Нет, в поэзии — деле двуполом –
есть какой-то особенный ток!
…
Эх, пляшу я, пляшу я, пляшу я
от божницы до Судного дня!
Одесную меня и ошую
стукочит каблуками родня.
Пляшет дед, пляшет брат и другие.
Пляшет мама, зубами блестит.
…Вас давно уже нет, дорогие.
Это прах, это время летит.
Это кружатся белые снеги.
Это ветер гудит на низах.
…И сбиваюсь я с такта в разбеге.
И вода тяжелеет в глазах.
Как-то не захотелось мне тут рассуждать, почему в этой книге — то, почему — это. Почему одно слово с большой буквы, а другое — с маленькой. Вообще, не очень хочется об этих стихах говорить — хочется их читать, причем непременно вслух. Хорошо бы — кому-нибудь, но можно и самому себе. Они ведь и писались вовсе не в расчете на литературоведческий анализ, а с надеждой на их прочтение.
Однако ради того лишь, чтобы не уронить реноме знающей свое дело критики, одну параллель я все-таки проведу. Между поэтическим характером Русакова и человековедением Достоевского.

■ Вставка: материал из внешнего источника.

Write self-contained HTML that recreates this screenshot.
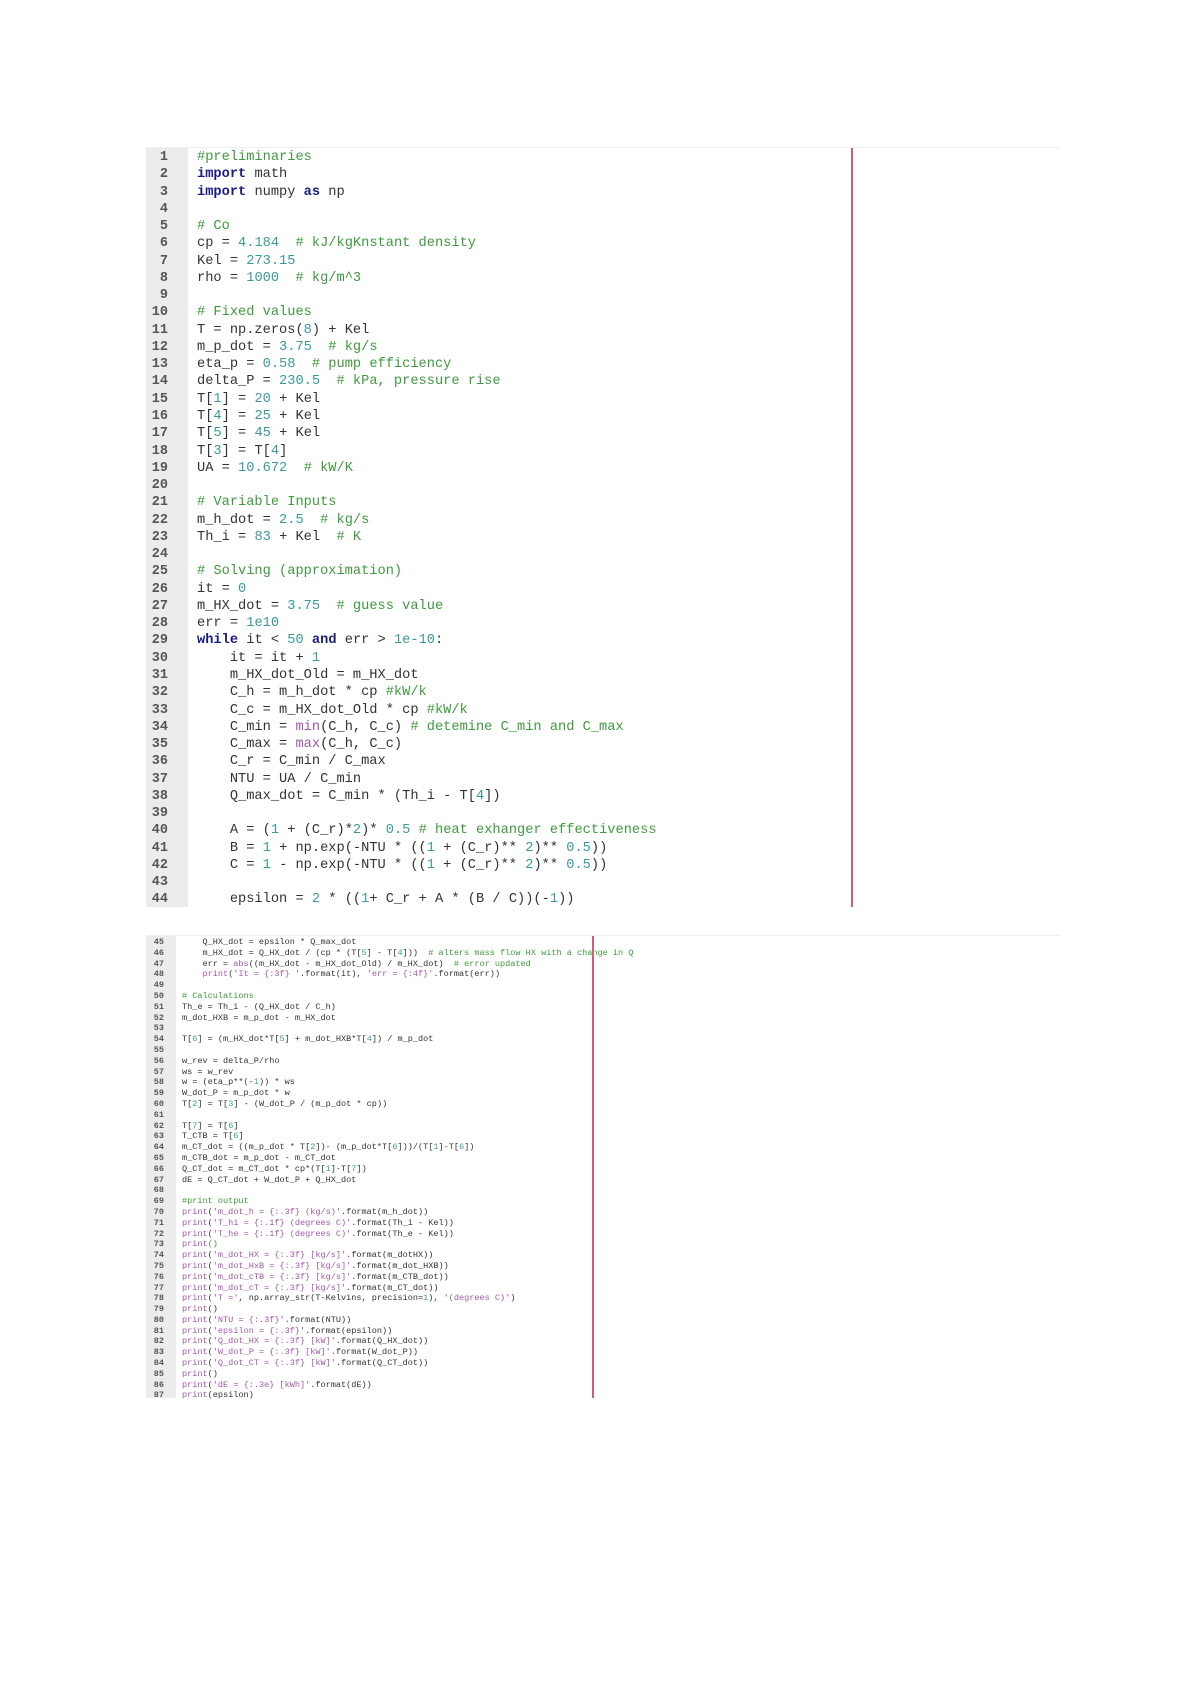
<!DOCTYPE html>
<html><head><meta charset="utf-8"><style>
body{margin:0;background:#fff;width:1200px;height:1696px;position:relative;overflow:hidden}
.blk{position:absolute;left:146px;background:#fff;border-top:1px solid #f0f0f0}
.gut{position:absolute;left:0;top:0;bottom:0;background:#ececec}
pre{margin:0;font-family:"Liberation Mono",monospace;color:#333;position:absolute;white-space:pre}
.ln{color:#555;text-align:right;font-weight:bold}
.k{color:#1c1c80;font-weight:bold}.n{color:#3a9a9a}.c{color:#3f9a3f}.b{color:#a05aa8}.s{color:#a05aa8}
.red{position:absolute;width:1.5px;background:#d06070}
</style></head><body>
<div class="blk" style="top:147px;width:914px;height:759px">
<div class="gut" style="width:42px"></div>
<pre class="ln" style="left:0;width:22px;top:1px;font-size:13.5px;line-height:17.26px">1
2
3
4
5
6
7
8
9
10
11
12
13
14
15
16
17
18
19
20
21
22
23
24
25
26
27
28
29
30
31
32
33
34
35
36
37
38
39
40
41
42
43
44</pre>
<pre style="left:51px;top:1px;font-size:13.68px;line-height:17.26px"><span class="c">#preliminaries</span>
<span class="k">import</span> math
<span class="k">import</span> numpy <span class="k">as</span> np

<span class="c"># Co</span>
cp = <span class="n">4.184</span>  <span class="c"># kJ/kgKnstant density</span>
Kel = <span class="n">273.15</span>
rho = <span class="n">1000</span>  <span class="c"># kg/m^3</span>

<span class="c"># Fixed values</span>
T = np.zeros(<span class="n">8</span>) + Kel
m_p_dot = <span class="n">3.75</span>  <span class="c"># kg/s</span>
eta_p = <span class="n">0.58</span>  <span class="c"># pump efficiency</span>
delta_P = <span class="n">230.5</span>  <span class="c"># kPa, pressure rise</span>
T[<span class="n">1</span>] = <span class="n">20</span> + Kel
T[<span class="n">4</span>] = <span class="n">25</span> + Kel
T[<span class="n">5</span>] = <span class="n">45</span> + Kel
T[<span class="n">3</span>] = T[<span class="n">4</span>]
UA = <span class="n">10.672</span>  <span class="c"># kW/K</span>

<span class="c"># Variable Inputs</span>
m_h_dot = <span class="n">2.5</span>  <span class="c"># kg/s</span>
Th_i = <span class="n">83</span> + Kel  <span class="c"># K</span>

<span class="c"># Solving (approximation)</span>
it = <span class="n">0</span>
m_HX_dot = <span class="n">3.75</span>  <span class="c"># guess value</span>
err = <span class="n">1e10</span>
<span class="k">while</span> it &lt; <span class="n">50</span> <span class="k">and</span> err &gt; <span class="n">1e-10</span>:
    it = it + <span class="n">1</span>
    m_HX_dot_Old = m_HX_dot
    C_h = m_h_dot * cp <span class="c">#kW/k</span>
    C_c = m_HX_dot_Old * cp <span class="c">#kW/k</span>
    C_min = <span class="b">min</span>(C_h, C_c) <span class="c"># detemine C_min and C_max</span>
    C_max = <span class="b">max</span>(C_h, C_c)
    C_r = C_min / C_max
    NTU = UA / C_min
    Q_max_dot = C_min * (Th_i - T[<span class="n">4</span>])

    A = (<span class="n">1</span> + (C_r)*<span class="n">2</span>)* <span class="n">0.5</span> <span class="c"># heat exhanger effectiveness</span>
    B = <span class="n">1</span> + np.exp(-NTU * ((<span class="n">1</span> + (C_r)** <span class="n">2</span>)** <span class="n">0.5</span>))
    C = <span class="n">1</span> - np.exp(-NTU * ((<span class="n">1</span> + (C_r)** <span class="n">2</span>)** <span class="n">0.5</span>))

    epsilon = <span class="n">2</span> * ((<span class="n">1</span>+ C_r + A * (B / C))(-<span class="n">1</span>))</pre>
<div class="red" style="left:705px;top:0;height:759px"></div>
</div>

<div class="blk" style="top:935px;width:914px;height:462px">
<div class="gut" style="width:30px"></div>
<pre class="ln" style="left:0;width:18px;top:1px;font-size:8.5px;line-height:10.79px">45
46
47
48
49
50
51
52
53
54
55
56
57
58
59
60
61
62
63
64
65
66
67
68
69
70
71
72
73
74
75
76
77
78
79
80
81
82
83
84
85
86
87</pre>
<pre style="left:36px;top:1px;font-size:8.55px;line-height:10.79px">    Q_HX_dot = epsilon * Q_max_dot
    m_HX_dot = Q_HX_dot / (cp * (T[<span class="n">5</span>] - T[<span class="n">4</span>]))  <span class="c"># alters mass flow HX with a change in Q</span>
    err = <span class="b">abs</span>((m_HX_dot - m_HX_dot_Old) / m_HX_dot)  <span class="c"># error updated</span>
    <span class="b">print</span>(<span class="s">'It = {:3f} '</span>.format(it), <span class="s">'err = {:4f}'</span>.format(err))

<span class="c"># Calculations</span>
Th_e = Th_i - (Q_HX_dot / C_h)
m_dot_HXB = m_p_dot - m_HX_dot

T[<span class="n">6</span>] = (m_HX_dot*T[<span class="n">5</span>] + m_dot_HXB*T[<span class="n">4</span>]) / m_p_dot

w_rev = delta_P/rho
ws = w_rev
w = (eta_p**(-<span class="n">1</span>)) * ws
W_dot_P = m_p_dot * w
T[<span class="n">2</span>] = T[<span class="n">3</span>] - (W_dot_P / (m_p_dot * cp))

T[<span class="n">7</span>] = T[<span class="n">6</span>]
T_CTB = T[<span class="n">6</span>]
m_CT_dot = ((m_p_dot * T[<span class="n">2</span>])- (m_p_dot*T[<span class="n">6</span>]))/(T[<span class="n">1</span>]-T[<span class="n">6</span>])
m_CTB_dot = m_p_dot - m_CT_dot
Q_CT_dot = m_CT_dot * cp*(T[<span class="n">1</span>]-T[<span class="n">7</span>])
dE = Q_CT_dot + W_dot_P + Q_HX_dot

<span class="c">#print output</span>
<span class="b">print</span>(<span class="s">'m_dot_h = {:.3f} (kg/s)'</span>.format(m_h_dot))
<span class="b">print</span>(<span class="s">'T_hi = {:.1f} (degrees C)'</span>.format(Th_i - Kel))
<span class="b">print</span>(<span class="s">'T_he = {:.1f} (degrees C)'</span>.format(Th_e - Kel))
<span class="b">print</span><span class="c">()</span>
<span class="b">print</span>(<span class="s">'m_dot_HX = {:.3f} [kg/s]'</span>.format(m_dotHX))
<span class="b">print</span>(<span class="s">'m_dot_HxB = {:.3f} [kg/s]'</span>.format(m_dot_HXB))
<span class="b">print</span>(<span class="s">'m_dot_cTB = {:.3f} [kg/s]'</span>.format(m_CTB_dot))
<span class="b">print</span>(<span class="s">'m_dot_cT = {:.3f} [kg/s]'</span>.format(m_CT_dot))
<span class="b">print</span>(<span class="s">'T ='</span>, np.array_str(T-Kelvins, precision=<span class="n">1</span>), <span class="s">'(degrees C)'</span>)
<span class="b">print</span>()
<span class="b">print</span>(<span class="s">'NTU = {:.3f}'</span>.format(NTU))
<span class="b">print</span>(<span class="s">'epsilon = {:.3f}'</span>.format(epsilon))
<span class="b">print</span>(<span class="s">'Q_dot_HX = {:.3f} [kW]'</span>.format(Q_HX_dot))
<span class="b">print</span>(<span class="s">'W_dot_P = {:.3f} [kW]'</span>.format(W_dot_P))
<span class="b">print</span>(<span class="s">'Q_dot_CT = {:.3f} [kW]'</span>.format(Q_CT_dot))
<span class="b">print</span>()
<span class="b">print</span>(<span class="s">'dE = {:.3e} [kWh]'</span>.format(dE))
<span class="b">print</span>(epsilon)</pre>
<div class="red" style="left:446px;top:0;height:462px"></div>
</div>
</body></html>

Говорят, американцу хорошо тогда, когда ему комфортно во всем. Русскому же… А вот начал было фразу, а закончить-то и не могу: Бог знает, когда русскому хорошо, когда плохо. Даже хуже: вообще непонятно, чего он, этот русский, хочет и чего ему хочется. Зато вопрос петербургского студента — “Тварь ли я дрожащая или право имею?” — решается им предельно просто: “Да дрожащая, дрожащая! А потому, стало быть — и право имею!”. И весь тут вам гордиев узел. Пока западная культура над проклятыми вопросами по-своему задумывается, русский человек (а Русаков — очень русский поэт) их по-своему решает. Так что и поэзия, из какой бы боли она ни росла, дело для нас здоровое и здо’рово роднящее нас с жизнью. Потому-то мы и поэтов своих — любим.